Question

Simplify each of the following trigonometric expressions.$$\cos ^{2} x\left(\tan ^{2} x+1\right)$$

Answer

**step1 Apply the Pythagorean Identity for Tangent and Secant**

Recall the fundamental trigonometric identity that relates tangent and secant. This identity allows us to simplify the term inside the parentheses.

$$\tan^2 x + 1 = \sec^2 x$$

Substitute this identity into the given expression.

$$\cos ^{2} x\left(\sec ^{2} x\right)$$

**step2 Apply the Reciprocal Identity for Secant**

Next, recall the reciprocal identity that defines secant in terms of cosine. This identity will help us to further simplify the expression by introducing cosine into the term.

$$\sec x = \frac{1}{\cos x}$$

Squaring both sides gives us:

$$\sec^2 x = \frac{1}{\cos^2 x}$$

Substitute this identity into the expression from the previous step.
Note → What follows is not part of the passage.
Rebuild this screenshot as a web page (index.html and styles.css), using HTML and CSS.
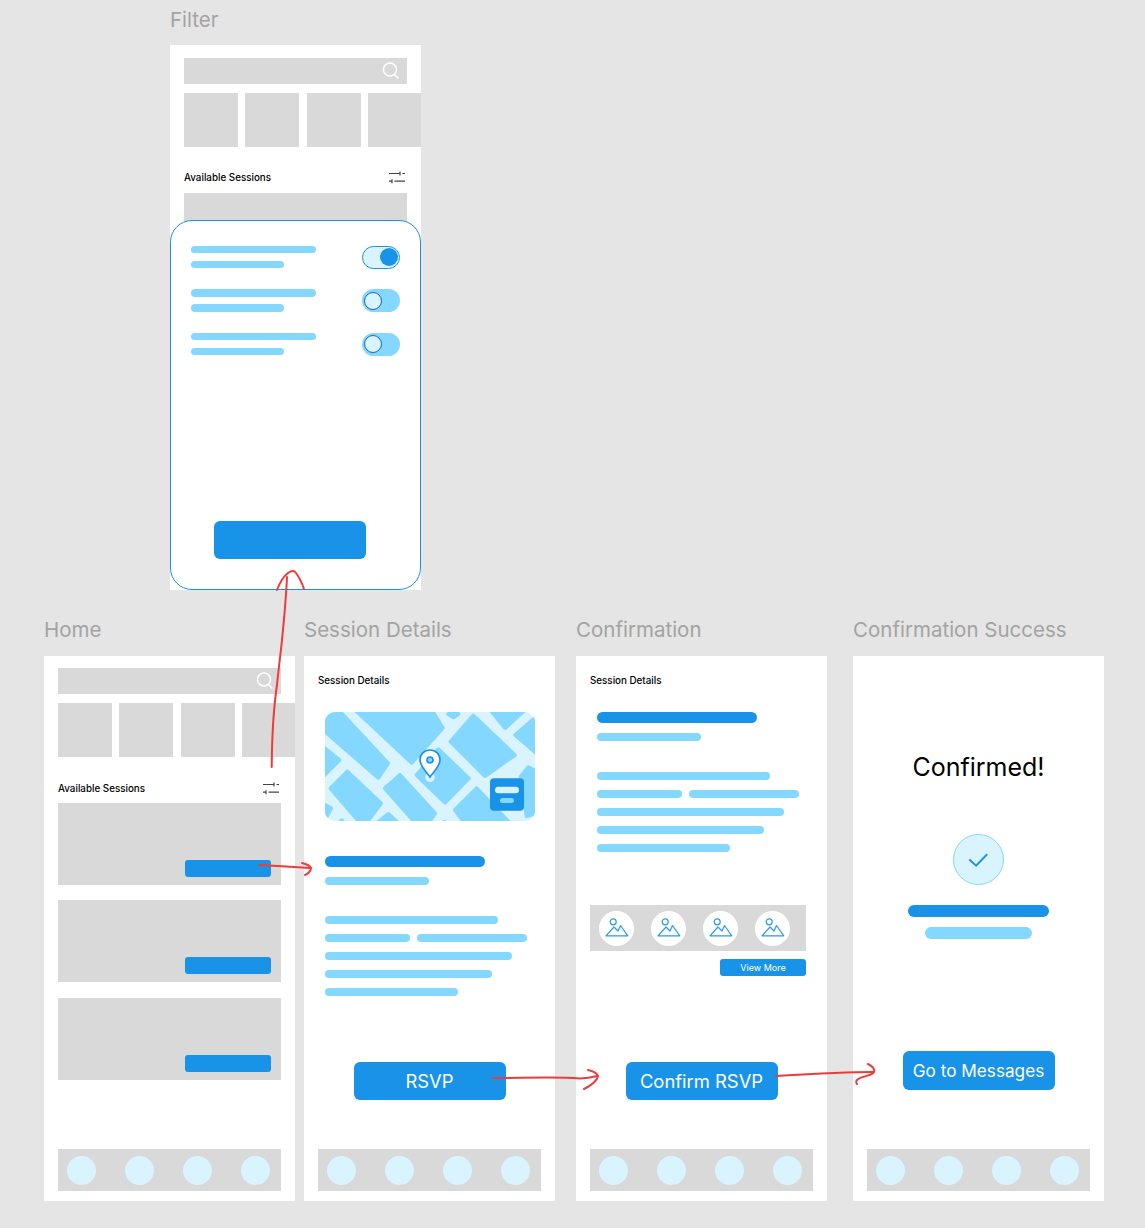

$$\cos ^{2} x\left(\frac{1}{\cos ^{2} x}\right)$$

**step3 Simplify the Expression**

Now, perform the multiplication. The term $$\cos^2 x$$ in the numerator will cancel out with the term $$\cos^2 x$$ in the denominator, leading to the simplified result.

$$\cos ^{2} x \times \frac{1}{\cos ^{2} x} = 1$$

Alternative answer

Answer: 1 Explain
This is a question about simplifying trigonometric expressions using identities . The solving step is:

First, we look at the part inside the parentheses: $(\tan^2 x + 1)$. This looks just like one of our special trigonometric identities! We know that $\tan^2 x + 1$ is equal to $\sec^2 x$. So, we can change our expression to:
$\cos^2 x \cdot \sec^2 x$

Next, we remember what $\sec x$ means. $\sec x$ is the same as $1/\cos x$. So, $\sec^2 x$ is the same as $1/\cos^2 x$. Let's put that into our expression:
$\cos^2 x \cdot \frac{1}{\cos^2 x}$

Now, we have $\cos^2 x$ on the top and $\cos^2 x$ on the bottom. When you multiply a number by its reciprocal, they cancel each other out and leave 1!
So, $\cos^2 x \cdot \frac{1}{\cos^2 x} = 1$.

Alternative answer

Answer: 1 Explain
This is a question about simplifying trigonometric expressions using basic identities . The solving step is:

1. First, I looked at the expression: $\cos ^{2} x\left(\tan ^{2} x+1\right)$.
2. I remembered that $\tan x$ is the same as $\frac{\sin x}{\cos x}$. So, $\tan^2 x$ must be $\frac{\sin^2 x}{\cos^2 x}$.
3. I replaced $\tan^2 x$ in the expression: $\cos ^{2} x\left(\frac{\sin ^{2} x}{\cos ^{2} x}+1\right)$.
4. Next, I wanted to combine the terms inside the parenthesis. To do that, I made '1' have the same denominator as the other fraction. So, $1 = \frac{\cos^2 x}{\cos^2 x}$.
5. Now the expression looks like this: $\cos ^{2} x\left(\frac{\sin ^{2} x}{\cos ^{2} x}+\frac{\cos ^{2} x}{\cos ^{2} x}\right)$.
6. I combined the fractions inside the parenthesis: $\cos ^{2} x\left(\frac{\sin ^{2} x+\cos ^{2} x}{\cos ^{2} x}\right)$.
7. I remembered a super important identity: $\sin^2 x + \cos^2 x = 1$. This is a basic identity everyone learns!
8. So, I replaced $\sin^2 x + \cos^2 x$ with 1: $\cos ^{2} x\left(\frac{1}{\cos ^{2} x}\right)$.
9. Finally, I multiplied them. $\cos^2 x$ times $\frac{1}{\cos^2 x}$ is just 1. It's like having 'apple' times '1/apple', they cancel out!

Alternative answer

Answer: 1 Explain
This is a question about trigonometric identities . The solving step is:

We know that a cool math fact is $\tan^2 x + 1 = \sec^2 x$.
So, we can change our expression from $\cos ^{2} x\left(\tan ^{2} x+1\right)$ to $\cos ^{2} x\left(\sec ^{2} x\right)$.
Another neat trick we know is that $\sec x$ is just like saying $\frac{1}{\cos x}$.
So, $\sec^2 x$ is the same as $\frac{1}{\cos^2 x}$.
Now our expression looks like $\cos ^{2} x \cdot \frac{1}{\cos ^{2} x}$.
When you multiply a number by its reciprocal (like $5 \times \frac{1}{5}$), you always get 1!
So, $\cos ^{2} x \cdot \frac{1}{\cos ^{2} x} = 1$.